Proust a Grjazovec, Józef Czapski, Adelphi, 2015











Durante la seconda guerra mondiale, il pittore e scrittore polacco Józef Czapski viene fatto prigioniero dai russi e deportato nel gulag di Grjazovec, località a circa 400 chilometri da Mosca. Nel corso dei mesi quattromila ufficiali polacchi si riducono a settantanove.
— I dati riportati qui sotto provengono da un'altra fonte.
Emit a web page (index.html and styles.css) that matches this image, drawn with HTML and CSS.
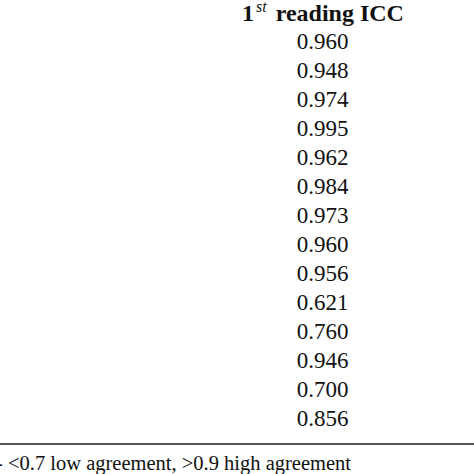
FILE: index.html
```html
<!DOCTYPE html>
<html>
<head>
<meta charset="utf-8">
<link rel="stylesheet" href="styles.css">
</head>
<body>
<div class="table">
  <div class="col">
    <div class="head">1<sup class="sup">st</sup> reading ICC</div>
    <div class="cell">0.960</div>
    <div class="cell">0.948</div>
    <div class="cell">0.974</div>
    <div class="cell">0.995</div>
    <div class="cell">0.962</div>
    <div class="cell">0.984</div>
    <div class="cell">0.973</div>
    <div class="cell">0.960</div>
    <div class="cell">0.956</div>
    <div class="cell">0.621</div>
    <div class="cell">0.760</div>
    <div class="cell">0.946</div>
    <div class="cell">0.700</div>
    <div class="cell">0.856</div>
  </div>
</div>
<div class="rule"></div>
<div class="note">- &lt;0.7 low agreement, &gt;0.9 high agreement</div>
</body>
</html>
```
FILE: styles.css
```css
html, body {
  margin: 0;
  padding: 0;
  background: #fff;
}
body {
  width: 474px;
  height: 474px;
  overflow: hidden;
  font-family: "Liberation Serif", "Times New Roman", serif;
  color: #111;
}
.table {
  display: flex;
  padding-left: 222px;
}
.col {
  width: 201px;
  display: flex;
  flex-direction: column;
  align-items: center;
}
.head {
  align-self: flex-start;
  margin-left: 20px;
  font-weight: bold;
  font-size: 24px;
  line-height: 27px;
  height: 27px;
  white-space: nowrap;
}
.sup {
  font-style: italic;
  font-weight: normal;
  font-size: 16px;
  vertical-align: 9px;
  line-height: 0;
  margin-left: 2px;
  margin-right: 3px;
}
.cell {
  font-size: 23px;
  line-height: 29px;
}
.rule {
  margin-top: 10px;
  height: 2px;
  background: #555;
  width: 474px;
}
.note {
  font-size: 20.5px;
  line-height: 24px;
  padding-top: 6px;
  margin-left: -4px;
  white-space: nowrap;
}
```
Per superare l’angoscia e lo sconforto, quegli uomini disperati decidono di tenere a turno delle conferenze, in base ai rispettivi campi di interesse e al lavoro che svolgevano “fuori”.
Nei loro pagliericci infestati dalle cimici e senza alcun libro di supporto, contando solo sulla memoria, gli ufficiali si intratterranno a vicenda sulla storia dell’Inghilterra, sulla migrazione dei popoli, sulla storia dell’architettura, ecc. 
Czapski, esperto di pittura e letteratura francese, decide di dedicare quei momenti così preziosi alla rievocazione della Recherche di Proust.
“In quei momenti pensavo con emozione a Proust, che, nella sua camera surriscaldata e tappezzata di sughero, si sarebbe meravigliato e forse commosso se qualcuno gli avesse detto che, a vent’anni di distanza dalla sua morte, un manipolo di prigionieri polacchi, dopo un’intera giornata trascorsa sulla neve, in un freddo che arrivava spesso a quaranta gradi sotto lo zero, avrebbe ascoltato con il massimo interesse la storia della duchessa di Guermantes, l’episodio della morte di Bergotte e qualsiasi altra cosa sono riuscito a ricordare di quell’universo di preziose scoperte psicologiche e di sublime bellezza letteraria.”
Ciò che stupisce e tocca fin nel profondo in questa breve “conferenza clandestina” non è solo l’analisi acuta dell’opera proustiana – che viene abilmente messa in relazione con le opere di Mallarmé, Zola, Debussy, fino ad arrivare ai balletti russi di Djagilev e perfino ai fasti teatrali di Sarah Bernhardt – ciò che stupisce, dicevamo, è soprattutto il ricorso, quasi una vera e propria evocazione, alla letteratura come unica possibilità di sopravvivenza in un momento storico che sembra aver perso ogni anelito all’umanità.
Questo curatissimo volume Adelphi, arricchito dai disegni e dagli appunti originali dell'autore, illumina le pagine di Proust di una luce nuova e, soprattutto, conferma come solo la grande letteratura sia capace di ricordarci di essere e restare umani.